## [Written task]
Filter the records below down to lines containing "Output".

## [Raw records]
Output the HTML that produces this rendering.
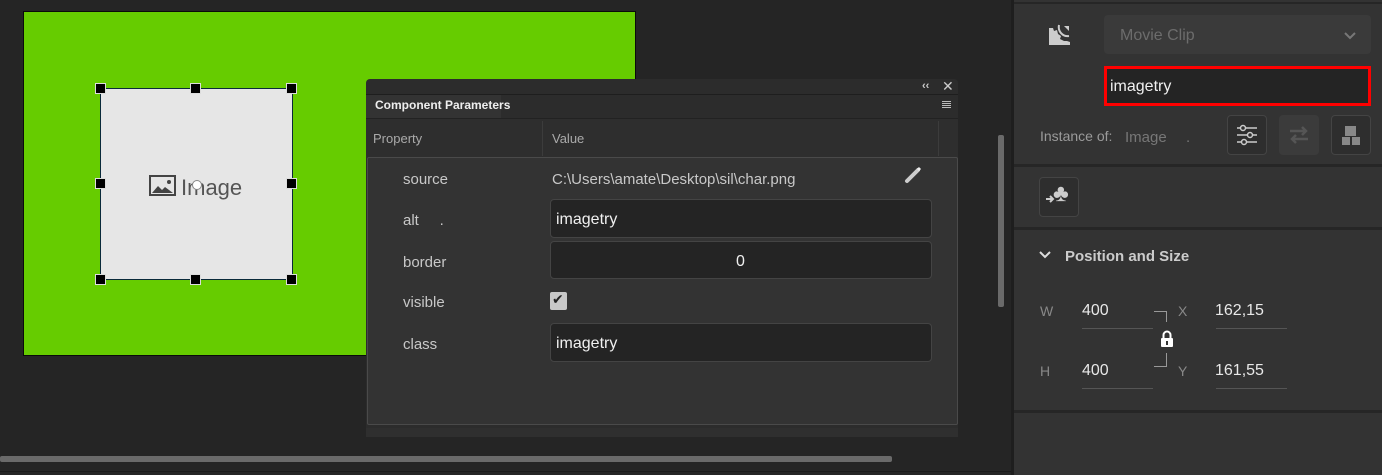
<!DOCTYPE html>
<html><head><meta charset="utf-8"><style>
*{margin:0;padding:0;box-sizing:border-box}
body{width:1382px;height:475px;background:#252525;position:relative;overflow:hidden;font-family:"Liberation Sans","DejaVu Sans",sans-serif}
.a{position:absolute}
.t{position:absolute;white-space:nowrap}
</style></head><body>
<div class="a" style="left:23px;top:11px;width:613px;height:345px;background:#66cc00;border:1px solid #0a0a0a"></div>
<div class="a" style="left:100px;top:88px;width:193px;height:192px;background:#e6e6e6;border:1px solid #0a2a3a"></div>
<svg class="a" style="left:149px;top:175px" width="28" height="22" viewBox="0 0 28 22"><rect x="1" y="1" width="25" height="19" fill="none" stroke="#444" stroke-width="2"/><path d="M3 18 L9 11 L13 15 L16 12 L24 18Z" fill="#444"/><circle cx="20" cy="7" r="2" fill="#444"/></svg>
<div class="t" style="left:181px;top:175px;font-size:22px;color:#555">Image</div>
<div class="a" style="left:192px;top:180px;width:10px;height:10px;border-radius:50%;background:#fff;border:1px solid #888"></div>
<div class="a" style="left:95px;top:83px;width:11px;height:11px;background:#000;border:1px solid #ddd"></div>
<div class="a" style="left:190px;top:83px;width:11px;height:11px;background:#000;border:1px solid #ddd"></div>
<div class="a" style="left:286px;top:83px;width:11px;height:11px;background:#000;border:1px solid #ddd"></div>
<div class="a" style="left:95px;top:178px;width:11px;height:11px;background:#000;border:1px solid #ddd"></div>
<div class="a" style="left:286px;top:178px;width:11px;height:11px;background:#000;border:1px solid #ddd"></div>
<div class="a" style="left:95px;top:274px;width:11px;height:11px;background:#000;border:1px solid #ddd"></div>
<div class="a" style="left:190px;top:274px;width:11px;height:11px;background:#000;border:1px solid #ddd"></div>
<div class="a" style="left:286px;top:274px;width:11px;height:11px;background:#000;border:1px solid #ddd"></div>
<div class="a" style="left:998px;top:135px;width:6px;height:172px;background:#6a6a6a;border-radius:2px"></div>
<div class="a" style="left:0;top:456px;width:892px;height:6px;background:#6a6a6a;border-radius:2px"></div>
<div class="a" style="left:0;top:471px;width:1011px;height:1px;background:#1a1a1a"></div>
<div class="a" style="left:366px;top:79px;width:592px;height:358px;background:#2c2c2c;border-radius:4px 4px 0 0"></div>
<div class="a" style="left:366px;top:94px;width:592px;height:1px;background:#1e1e1e"></div>
<div class="t" style="left:922px;top:80px;font-size:11px;color:#ccc;font-weight:bold">‹‹</div>
<div class="t" style="left:942px;top:78px;font-size:14px;color:#ccc;font-weight:bold">✕</div>
<div class="a" style="left:366px;top:95px;width:135px;height:24px;background:#333"></div>
<div class="t" style="left:375px;top:98px;font-size:12px;color:#eee;font-weight:bold">Component Parameters</div>
<div class="a" style="left:942px;top:101px;width:9px;height:1px;background:#bbb;box-shadow:0 2px 0 #bbb,0 4px 0 #bbb,0 6px 0 #bbb"></div>
<div class="a" style="left:366px;top:118px;width:592px;height:1px;background:#222"></div>
<div class="a" style="left:366px;top:119px;width:592px;height:38px;background:#2e2e2e"></div>
<div class="t" style="left:373px;top:131px;font-size:13px;color:#aaa">Property</div>
<div class="a" style="left:542px;top:121px;width:1px;height:35px;background:#3c3c3c"></div>
<div class="a" style="left:938px;top:121px;width:1px;height:35px;background:#3c3c3c"></div>
<div class="t" style="left:552px;top:131px;font-size:13px;color:#aaa">Value</div>
<div class="a" style="left:367px;top:157px;width:591px;height:268px;background:#333;border:1px solid #4a4a4a;border-radius:2px"></div>
<div class="a" style="left:366px;top:428px;width:592px;height:9px;background:#2f2f2f"></div>
<div class="t" style="left:403px;top:171px;font-size:15px;color:#c8c8c8">source</div>
<div class="t" style="left:552px;top:171px;font-size:15px;color:#c8c8c8">C:\Users\amate\Desktop\sil\char.png</div>
<svg class="a" style="left:904px;top:166px" width="20" height="18" viewBox="0 0 20 18"><path d="M3 15 L14 4" stroke="#ccc" stroke-width="4" stroke-linecap="round"/><path d="M14 4 L16 2" stroke="#eee" stroke-width="3"/></svg>
<div class="t" style="left:403px;top:212px;font-size:15px;color:#c8c8c8">alt&nbsp;&nbsp;&nbsp;&nbsp;&nbsp;.</div>
<div class="a" style="left:550px;top:199px;width:382px;height:39px;background:#242424;border:1px solid #444;border-radius:4px"></div>
<div class="t" style="left:556px;top:211px;font-size:16px;color:#f0f0f0">imagetry</div>
<div class="t" style="left:403px;top:254px;font-size:15px;color:#c8c8c8">border</div>
<div class="a" style="left:550px;top:241px;width:382px;height:38px;background:#242424;border:1px solid #444;border-radius:4px"></div>
<div class="t" style="left:736px;top:253px;font-size:16px;color:#f0f0f0">0</div>
<div class="t" style="left:403px;top:294px;font-size:15px;color:#c8c8c8">visible</div>
<div class="a" style="left:550px;top:292px;width:17px;height:18px;background:#c8c8c8;border-radius:2px"></div>
<div class="t" style="left:552px;top:291px;font-size:14px;color:#222;font-weight:bold">✔</div>
<div class="t" style="left:403px;top:336px;font-size:15px;color:#c8c8c8">class</div>
<div class="a" style="left:550px;top:323px;width:382px;height:39px;background:#242424;border:1px solid #444;border-radius:4px"></div>
<div class="t" style="left:556px;top:335px;font-size:16px;color:#f0f0f0">imagetry</div>
<div class="a" style="left:1011px;top:0;width:3px;height:475px;background:#1e1e1e"></div>
<div class="a" style="left:1014px;top:0;width:368px;height:475px;background:#333"></div>
<div class="a" style="left:1014px;top:2px;width:368px;height:2px;background:#262626"></div>
<div class="a" style="left:1014px;top:164px;width:368px;height:3px;background:#262626"></div>
<div class="a" style="left:1014px;top:227px;width:368px;height:3px;background:#262626"></div>
<div class="a" style="left:1014px;top:410px;width:368px;height:3px;background:#262626"></div>
<svg class="a" style="left:1048px;top:24px" width="24" height="22" viewBox="0 0 24 22"><path d="M1 4 H5 L6 7 L9 6 L10 10 L13 12 L12 15 L16 17 L19 17 L22 18 V21 H1Z" fill="#ccc"/><path d="M11 1 A9 9 0 0 0 21 12" fill="none" stroke="#ccc" stroke-width="2"/><path d="M16 2 L21 2 L21 7Z" fill="#ccc"/></svg>
<div class="a" style="left:1104px;top:15px;width:267px;height:39px;background:#3a3a3a;border-radius:4px"></div>
<div class="t" style="left:1120px;top:27px;font-size:16px;color:#6c6c6c">Movie Clip</div>
<svg class="a" style="left:1343px;top:31px" width="14" height="9" viewBox="0 0 14 9"><path d="M2 2 L7 7 L12 2" fill="none" stroke="#777" stroke-width="2"/></svg>
<div class="a" style="left:1104px;top:66px;width:267px;height:40px;background:#242424;border:3px solid #f00"></div>
<div class="t" style="left:1110px;top:78px;font-size:16px;color:#f0f0f0">imagetry</div>
<div class="t" style="left:1040px;top:128px;font-size:14px;color:#9a9a9a">Instance of:</div>
<div class="t" style="left:1125px;top:129px;font-size:15px;color:#777">Image</div>
<div class="t" style="left:1186px;top:129px;font-size:15px;color:#777">.</div>
<div class="a" style="left:1227px;top:115px;width:40px;height:40px;border:1px solid #444;border-radius:4px;background:#2e2e2e"></div>
<svg class="a" style="left:1236px;top:124px" width="22" height="22" viewBox="0 0 22 22" fill="none" stroke="#ccc" stroke-width="1.5"><path d="M1 4H21M1 11H21M1 18H21"/><circle cx="7" cy="4" r="2.5" fill="#2e2e2e"/><circle cx="14" cy="11" r="2.5" fill="#2e2e2e"/><circle cx="8" cy="18" r="2.5" fill="#2e2e2e"/></svg>
<div class="a" style="left:1279px;top:115px;width:40px;height:40px;border-radius:4px;background:#3b3b3b"></div>
<svg class="a" style="left:1289px;top:126px" width="20" height="18" viewBox="0 0 20 18" fill="none" stroke="#555" stroke-width="2.5"><path d="M1 5H17M13 1L17 5L13 9M19 13H3M7 9L3 13L7 17"/></svg>
<div class="a" style="left:1331px;top:115px;width:40px;height:40px;border:1px solid #444;border-radius:4px;background:#2e2e2e"></div>
<div class="a" style="left:1345px;top:126px;width:11px;height:10px;background:#888"></div>
<div class="a" style="left:1341px;top:136px;width:10px;height:10px;background:#888;border:1px solid #2e2e2e"></div>
<div class="a" style="left:1351px;top:136px;width:10px;height:10px;background:#888;border:1px solid #2e2e2e"></div>
<div class="a" style="left:1039px;top:177px;width:40px;height:40px;border:1px solid #444;border-radius:4px;background:#2e2e2e"></div>
<div class="t" style="left:1053px;top:182px;font-size:24px;color:#ccc;line-height:1">♣</div>
<svg class="a" style="left:1046px;top:195px" width="10" height="8" viewBox="0 0 10 8"><path d="M0 4H6M4 1L7 4L4 7" fill="none" stroke="#ccc" stroke-width="2"/></svg>
<svg class="a" style="left:1039px;top:251px" width="12" height="8" viewBox="0 0 12 8"><path d="M1 1 L6 6 L11 1" fill="none" stroke="#ddd" stroke-width="2"/></svg>
<div class="t" style="left:1065px;top:248px;font-size:15px;color:#ccc;font-weight:bold">Position and Size</div>
<div class="t" style="left:1040px;top:303px;font-size:14px;color:#888">W</div>
<div class="t" style="left:1082px;top:302px;font-size:16px;color:#e8e8e8">400</div>
<div class="a" style="left:1082px;top:328px;width:71px;height:1px;background:#555"></div>
<div class="t" style="left:1178px;top:303px;font-size:14px;color:#888">X</div>
<div class="t" style="left:1215px;top:302px;font-size:16px;color:#e8e8e8">162,15</div>
<div class="a" style="left:1216px;top:328px;width:71px;height:1px;background:#555"></div>
<div class="t" style="left:1040px;top:363px;font-size:14px;color:#888">H</div>
<div class="t" style="left:1082px;top:362px;font-size:16px;color:#e8e8e8">400</div>
<div class="a" style="left:1082px;top:388px;width:71px;height:1px;background:#555"></div>
<div class="t" style="left:1178px;top:363px;font-size:14px;color:#888">Y</div>
<div class="t" style="left:1215px;top:362px;font-size:16px;color:#e8e8e8">161,55</div>
<div class="a" style="left:1216px;top:388px;width:71px;height:1px;background:#555"></div>
<div class="a" style="left:1154px;top:311px;width:13px;height:11px;border-top:1px solid #999;border-right:1px solid #999"></div>
<div class="a" style="left:1154px;top:353px;width:13px;height:14px;border-bottom:1px solid #999;border-right:1px solid #999"></div>
<svg class="a" style="left:1160px;top:330px" width="14" height="18" viewBox="0 0 14 18"><path d="M3.5 8 V5 A3.5 3.5 0 0 1 10.5 5 V8" fill="none" stroke="#fff" stroke-width="2"/><rect x="1" y="8" width="12" height="9" rx="1" fill="#fff"/><rect x="6" y="11" width="2" height="4" fill="#333"/></svg>
</body></html>
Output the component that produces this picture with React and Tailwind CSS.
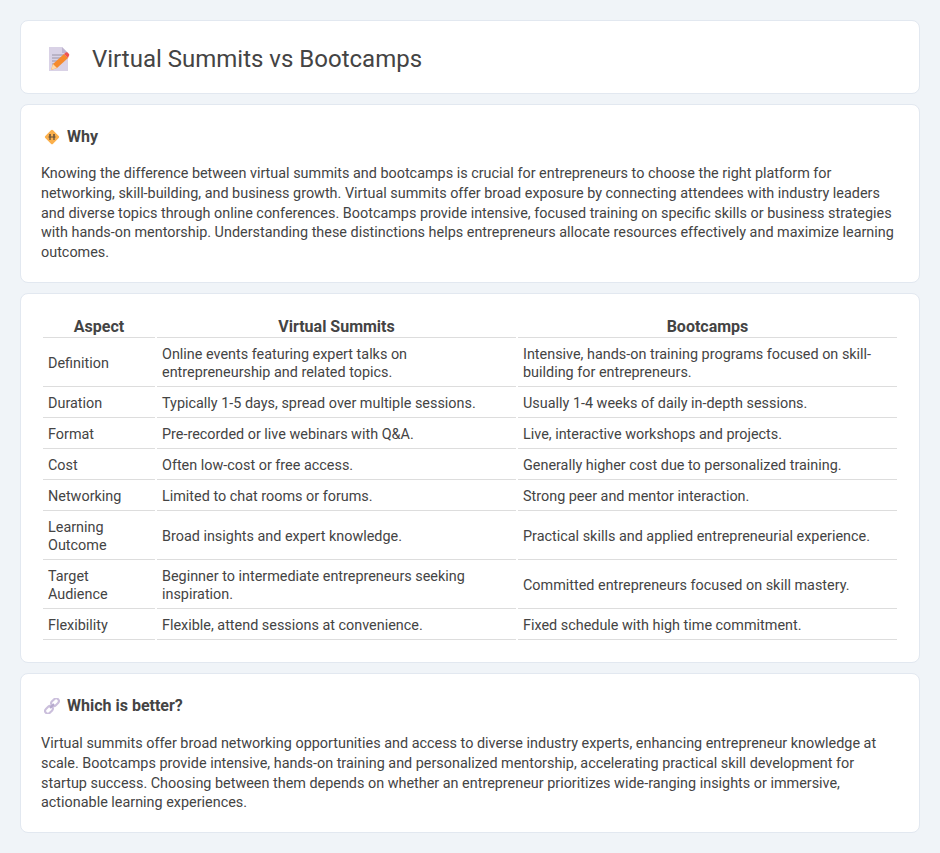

## [The result]
Output the HTML that produces this rendering.
Output the component that produces this picture with React and Tailwind CSS.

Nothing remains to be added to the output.